• THE REQUEST: Transcribe all the entries word for word, omitting any pictures they contain.

• DATA LINES:
## BEGIN
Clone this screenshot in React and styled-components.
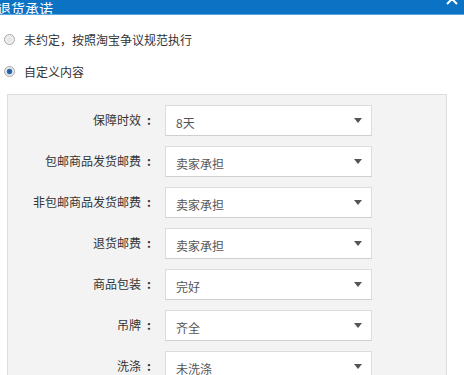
import React from "react";
import styled, { createGlobalStyle } from "styled-components";

const Global = createGlobalStyle`
  html, body {
    margin: 0;
    padding: 0;
    background: #ffffff;
    font-family: "Noto Sans CJK SC", "Liberation Sans", sans-serif;
    overflow: hidden;
  }
`;

const Dialog = styled.div`
  width: 464px;
  height: 375px;
  overflow: hidden;
  background: #fff;
`;

const Header = styled.div`
  display: flex;
  justify-content: space-between;
  align-items: flex-end;
  height: 14px;
  background: #0b72c4;
  border-bottom: 1px solid #5aa4dc;
  overflow: hidden;
`;

const Title = styled.span`
  margin-left: -3px;
  margin-bottom: -1px;
  font-size: 14px;
  line-height: 14px;
  color: #fff;
`;

const Close = styled.svg`
  margin-right: 6px;
  margin-bottom: 9px;
`;

const Body = styled.div`
  padding: 8px 17px 0 7px;
`;

const RadioRow = styled.label`
  display: flex;
  align-items: center;
  height: 32px;
  font-size: 12px;
  color: #333;
  gap: 9px;
`;

const Radio = styled.span`
  box-sizing: border-box;
  width: 11px;
  height: 11px;
  border-radius: 50%;
  margin-left: -3px;
  border: 1px solid #a8a8a8;
  background: ${p =>
    p.checked
      ? "radial-gradient(circle, #1a4f8c 0, #2a77c4 2.5px, #e8e8e8 3.2px, #f4f4f4 100%)"
      : "radial-gradient(circle, #e4e4e4 0, #f6f6f6 100%)"};
`;

const Panel = styled.div`
  margin-top: 7px;
  background: #f3f3f3;
  border: 1px solid #dddddd;
  padding: 10px 0 20px 0;
  display: flex;
  flex-direction: column;
  gap: 10px;
`;

const Row = styled.div`
  display: flex;
  align-items: center;
`;

const Label = styled.div`
  width: 144px;
  display: flex;
  justify-content: flex-end;
  align-items: baseline;
  font-size: 12px;
  color: #333;
  margin-top: -3px;
  margin-right: 13px;
  white-space: nowrap;
`;

const Colon = styled.span`
  width: 10px;
  text-align: right;
  font-weight: bold;
  padding-right: 1px;
`;

const Select = styled.div`
  box-sizing: border-box;
  width: 207px;
  height: 31px;
  background: #fff;
  border: 1px solid #dcdcdc;
  border-bottom-color: #cfcfcf;
  display: flex;
  align-items: center;
  justify-content: space-between;
  padding: 3px 9px 0 10px;
  font-size: 12px;
  color: #555;
`;

const Arrow = styled.span`
  width: 0;
  height: 0;
  border-left: 4.5px solid transparent;
  border-right: 4.5px solid transparent;
  border-top: 5px solid #555;
  margin-top: -4px;
`;

const rows = [
  ["保障时效", "8天"],
  ["包邮商品发货邮费", "卖家承担"],
  ["非包邮商品发货邮费", "卖家承担"],
  ["退货邮费", "卖家承担"],
  ["商品包装", "完好"],
  ["吊牌", "齐全"],
  ["洗涤", "未洗涤"],
];

export default function App() {
  return (
    <Dialog>
      <Global />
      <Header>
        <Title>退货承诺</Title>
        <Close width="12" height="12" viewBox="0 0 12 12">
          <path d="M1 1 L11 11 M11 1 L1 11" stroke="#fff" strokeWidth="2" />
        </Close>
      </Header>
      <Body>
        <RadioRow>
          <Radio />
          未约定，按照淘宝争议规范执行
        </RadioRow>
        <RadioRow>
          <Radio checked />
          自定义内容
        </RadioRow>
        <Panel>
          {rows.map(([label, value]) => (
            <Row key={label}>
              <Label>
                {label}
                <Colon>:</Colon>
              </Label>
              <Select>
                {value}
                <Arrow />
              </Select>
            </Row>
          ))}
        </Panel>
      </Body>
    </Dialog>
  );
}
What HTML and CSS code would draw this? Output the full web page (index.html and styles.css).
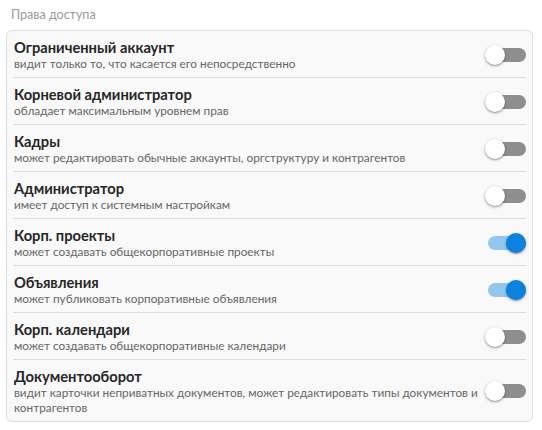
## END
• EXERCISE ANSWER:
Clone this screenshot in React and styled-components.
import React from "react";
import styled, { createGlobalStyle } from "styled-components";

const Global = createGlobalStyle`
  html, body {
    margin: 0;
    padding: 0;
    background: #ffffff;
    font-family: "Noto Sans CJK SC", "Liberation Sans", sans-serif;
    overflow: hidden;
  }
`;

const Dialog = styled.div`
  width: 464px;
  height: 375px;
  overflow: hidden;
  background: #fff;
`;

const Header = styled.div`
  display: flex;
  justify-content: space-between;
  align-items: flex-end;
  height: 14px;
  background: #0b72c4;
  border-bottom: 1px solid #5aa4dc;
  overflow: hidden;
`;

const Title = styled.span`
  margin-left: -3px;
  margin-bottom: -1px;
  font-size: 14px;
  line-height: 14px;
  color: #fff;
`;

const Close = styled.svg`
  margin-right: 6px;
  margin-bottom: 9px;
`;

const Body = styled.div`
  padding: 8px 17px 0 7px;
`;

const RadioRow = styled.label`
  display: flex;
  align-items: center;
  height: 32px;
  font-size: 12px;
  color: #333;
  gap: 9px;
`;

const Radio = styled.span`
  box-sizing: border-box;
  width: 11px;
  height: 11px;
  border-radius: 50%;
  margin-left: -3px;
  border: 1px solid #a8a8a8;
  background: ${p =>
    p.checked
      ? "radial-gradient(circle, #1a4f8c 0, #2a77c4 2.5px, #e8e8e8 3.2px, #f4f4f4 100%)"
      : "radial-gradient(circle, #e4e4e4 0, #f6f6f6 100%)"};
`;

const Panel = styled.div`
  margin-top: 7px;
  background: #f3f3f3;
  border: 1px solid #dddddd;
  padding: 10px 0 20px 0;
  display: flex;
  flex-direction: column;
  gap: 10px;
`;

const Row = styled.div`
  display: flex;
  align-items: center;
`;

const Label = styled.div`
  width: 144px;
  display: flex;
  justify-content: flex-end;
  align-items: baseline;
  font-size: 12px;
  color: #333;
  margin-top: -3px;
  margin-right: 13px;
  white-space: nowrap;
`;

const Colon = styled.span`
  width: 10px;
  text-align: right;
  font-weight: bold;
  padding-right: 1px;
`;

const Select = styled.div`
  box-sizing: border-box;
  width: 207px;
  height: 31px;
  background: #fff;
  border: 1px solid #dcdcdc;
  border-bottom-color: #cfcfcf;
  display: flex;
  align-items: center;
  justify-content: space-between;
  padding: 3px 9px 0 10px;
  font-size: 12px;
  color: #555;
`;

const Arrow = styled.span`
  width: 0;
  height: 0;
  border-left: 4.5px solid transparent;
  border-right: 4.5px solid transparent;
  border-top: 5px solid #555;
  margin-top: -4px;
`;

const rows = [
  ["保障时效", "8天"],
  ["包邮商品发货邮费", "卖家承担"],
  ["非包邮商品发货邮费", "卖家承担"],
  ["退货邮费", "卖家承担"],
  ["商品包装", "完好"],
  ["吊牌", "齐全"],
  ["洗涤", "未洗涤"],
];

export default function App() {
  return (
    <Dialog>
      <Global />
      <Header>
        <Title>退货承诺</Title>
        <Close width="12" height="12" viewBox="0 0 12 12">
          <path d="M1 1 L11 11 M11 1 L1 11" stroke="#fff" strokeWidth="2" />
        </Close>
      </Header>
      <Body>
        <RadioRow>
          <Radio />
          未约定，按照淘宝争议规范执行
        </RadioRow>
        <RadioRow>
          <Radio checked />
          自定义内容
        </RadioRow>
        <Panel>
          {rows.map(([label, value]) => (
            <Row key={label}>
              <Label>
                {label}
                <Colon>:</Colon>
              </Label>
              <Select>
                {value}
                <Arrow />
              </Select>
            </Row>
          ))}
        </Panel>
      </Body>
    </Dialog>
  );
}
What HTML and CSS code would draw this? Output the full web page (index.html and styles.css).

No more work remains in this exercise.